The exercise:
The listing below should be printed exactly, every line of it. Skip the pictures.

• • • •

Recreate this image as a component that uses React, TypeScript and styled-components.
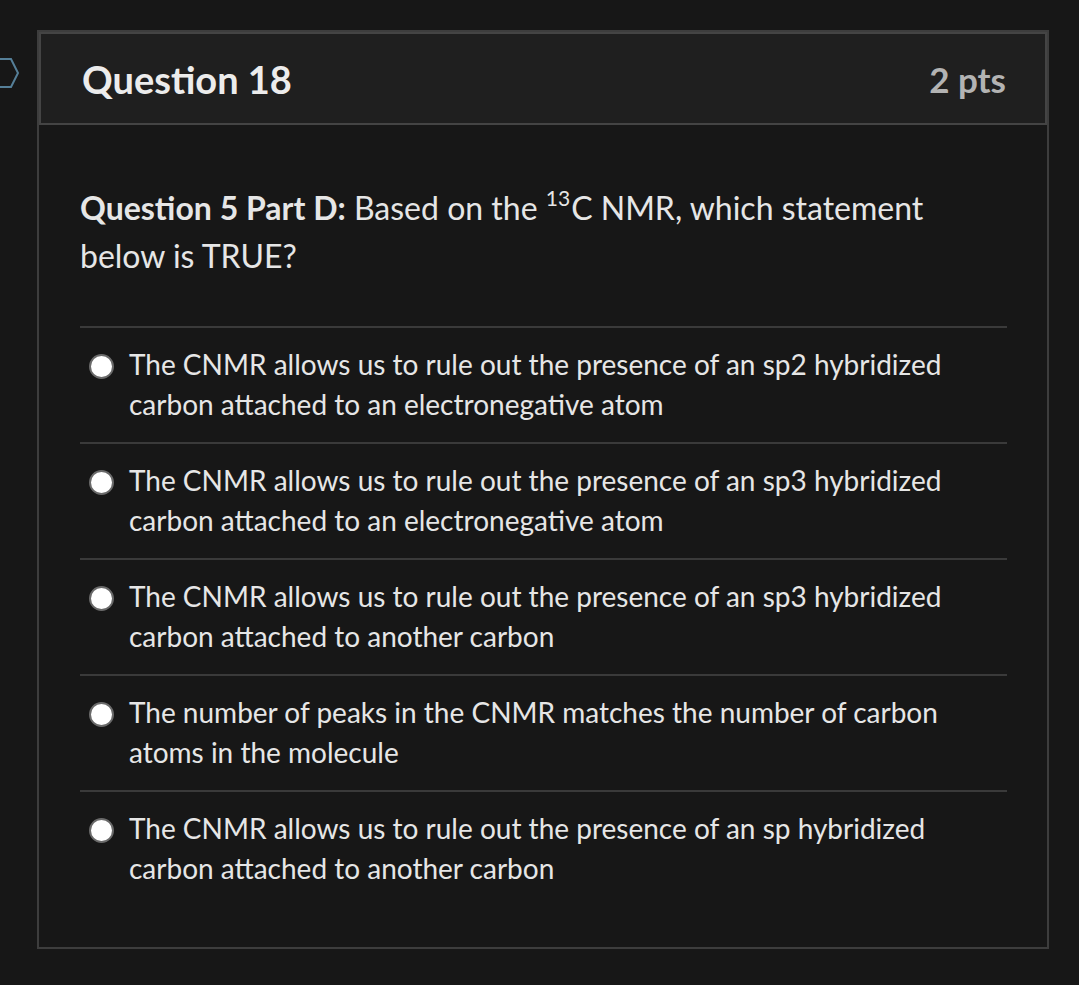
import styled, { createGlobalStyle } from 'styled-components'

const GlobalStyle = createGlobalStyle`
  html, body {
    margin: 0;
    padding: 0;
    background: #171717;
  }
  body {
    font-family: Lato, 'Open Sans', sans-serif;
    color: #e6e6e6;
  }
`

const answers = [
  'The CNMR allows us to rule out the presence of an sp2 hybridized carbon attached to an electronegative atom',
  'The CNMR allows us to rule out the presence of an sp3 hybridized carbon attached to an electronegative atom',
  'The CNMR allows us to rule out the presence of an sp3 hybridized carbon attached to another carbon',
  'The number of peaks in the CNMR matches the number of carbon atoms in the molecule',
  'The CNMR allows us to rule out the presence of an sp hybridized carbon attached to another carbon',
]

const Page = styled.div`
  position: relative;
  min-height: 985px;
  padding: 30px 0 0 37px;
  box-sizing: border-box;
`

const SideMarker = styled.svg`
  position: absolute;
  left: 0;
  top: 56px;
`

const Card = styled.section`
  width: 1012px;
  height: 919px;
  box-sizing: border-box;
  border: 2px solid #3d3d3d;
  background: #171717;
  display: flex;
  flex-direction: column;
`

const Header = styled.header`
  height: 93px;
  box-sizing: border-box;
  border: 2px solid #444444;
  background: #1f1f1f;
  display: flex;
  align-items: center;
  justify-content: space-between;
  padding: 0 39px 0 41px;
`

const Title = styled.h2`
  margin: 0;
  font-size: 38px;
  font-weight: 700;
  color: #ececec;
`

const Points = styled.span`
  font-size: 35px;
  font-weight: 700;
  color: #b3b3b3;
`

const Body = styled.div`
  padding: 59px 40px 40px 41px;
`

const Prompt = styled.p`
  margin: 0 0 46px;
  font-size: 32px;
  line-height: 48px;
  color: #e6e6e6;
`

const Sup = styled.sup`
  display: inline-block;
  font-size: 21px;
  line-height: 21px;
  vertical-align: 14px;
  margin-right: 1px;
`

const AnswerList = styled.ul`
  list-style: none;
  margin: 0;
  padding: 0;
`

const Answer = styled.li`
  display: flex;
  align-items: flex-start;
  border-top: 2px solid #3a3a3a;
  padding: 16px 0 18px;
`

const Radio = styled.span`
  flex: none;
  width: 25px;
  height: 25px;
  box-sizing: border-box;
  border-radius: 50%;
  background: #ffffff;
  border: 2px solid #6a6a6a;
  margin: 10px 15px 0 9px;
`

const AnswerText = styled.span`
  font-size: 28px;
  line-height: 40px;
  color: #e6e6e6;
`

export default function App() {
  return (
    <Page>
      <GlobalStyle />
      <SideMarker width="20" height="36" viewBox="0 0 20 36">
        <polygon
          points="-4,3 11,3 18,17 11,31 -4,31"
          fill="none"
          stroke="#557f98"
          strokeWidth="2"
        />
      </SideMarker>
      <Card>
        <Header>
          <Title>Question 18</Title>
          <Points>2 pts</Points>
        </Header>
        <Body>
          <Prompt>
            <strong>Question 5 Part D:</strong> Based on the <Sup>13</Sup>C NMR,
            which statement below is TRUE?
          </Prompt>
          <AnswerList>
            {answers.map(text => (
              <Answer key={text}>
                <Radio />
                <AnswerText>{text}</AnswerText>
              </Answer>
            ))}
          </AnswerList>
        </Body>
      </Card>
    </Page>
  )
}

• • • •

Task solution:
Recreate this image as a component that uses React, TypeScript and styled-components.
import styled, { createGlobalStyle } from 'styled-components'

const GlobalStyle = createGlobalStyle`
  html, body {
    margin: 0;
    padding: 0;
    background: #171717;
  }
  body {
    font-family: Lato, 'Open Sans', sans-serif;
    color: #e6e6e6;
  }
`

const answers = [
  'The CNMR allows us to rule out the presence of an sp2 hybridized carbon attached to an electronegative atom',
  'The CNMR allows us to rule out the presence of an sp3 hybridized carbon attached to an electronegative atom',
  'The CNMR allows us to rule out the presence of an sp3 hybridized carbon attached to another carbon',
  'The number of peaks in the CNMR matches the number of carbon atoms in the molecule',
  'The CNMR allows us to rule out the presence of an sp hybridized carbon attached to another carbon',
]

const Page = styled.div`
  position: relative;
  min-height: 985px;
  padding: 30px 0 0 37px;
  box-sizing: border-box;
`

const SideMarker = styled.svg`
  position: absolute;
  left: 0;
  top: 56px;
`

const Card = styled.section`
  width: 1012px;
  height: 919px;
  box-sizing: border-box;
  border: 2px solid #3d3d3d;
  background: #171717;
  display: flex;
  flex-direction: column;
`

const Header = styled.header`
  height: 93px;
  box-sizing: border-box;
  border: 2px solid #444444;
  background: #1f1f1f;
  display: flex;
  align-items: center;
  justify-content: space-between;
  padding: 0 39px 0 41px;
`

const Title = styled.h2`
  margin: 0;
  font-size: 38px;
  font-weight: 700;
  color: #ececec;
`

const Points = styled.span`
  font-size: 35px;
  font-weight: 700;
  color: #b3b3b3;
`

const Body = styled.div`
  padding: 59px 40px 40px 41px;
`

const Prompt = styled.p`
  margin: 0 0 46px;
  font-size: 32px;
  line-height: 48px;
  color: #e6e6e6;
`

const Sup = styled.sup`
  display: inline-block;
  font-size: 21px;
  line-height: 21px;
  vertical-align: 14px;
  margin-right: 1px;
`

const AnswerList = styled.ul`
  list-style: none;
  margin: 0;
  padding: 0;
`

const Answer = styled.li`
  display: flex;
  align-items: flex-start;
  border-top: 2px solid #3a3a3a;
  padding: 16px 0 18px;
`

const Radio = styled.span`
  flex: none;
  width: 25px;
  height: 25px;
  box-sizing: border-box;
  border-radius: 50%;
  background: #ffffff;
  border: 2px solid #6a6a6a;
  margin: 10px 15px 0 9px;
`

const AnswerText = styled.span`
  font-size: 28px;
  line-height: 40px;
  color: #e6e6e6;
`

export default function App() {
  return (
    <Page>
      <GlobalStyle />
      <SideMarker width="20" height="36" viewBox="0 0 20 36">
        <polygon
          points="-4,3 11,3 18,17 11,31 -4,31"
          fill="none"
          stroke="#557f98"
          strokeWidth="2"
        />
      </SideMarker>
      <Card>
        <Header>
          <Title>Question 18</Title>
          <Points>2 pts</Points>
        </Header>
        <Body>
          <Prompt>
            <strong>Question 5 Part D:</strong> Based on the <Sup>13</Sup>C NMR,
            which statement below is TRUE?
          </Prompt>
          <AnswerList>
            {answers.map(text => (
              <Answer key={text}>
                <Radio />
                <AnswerText>{text}</AnswerText>
              </Answer>
            ))}
          </AnswerList>
        </Body>
      </Card>
    </Page>
  )
}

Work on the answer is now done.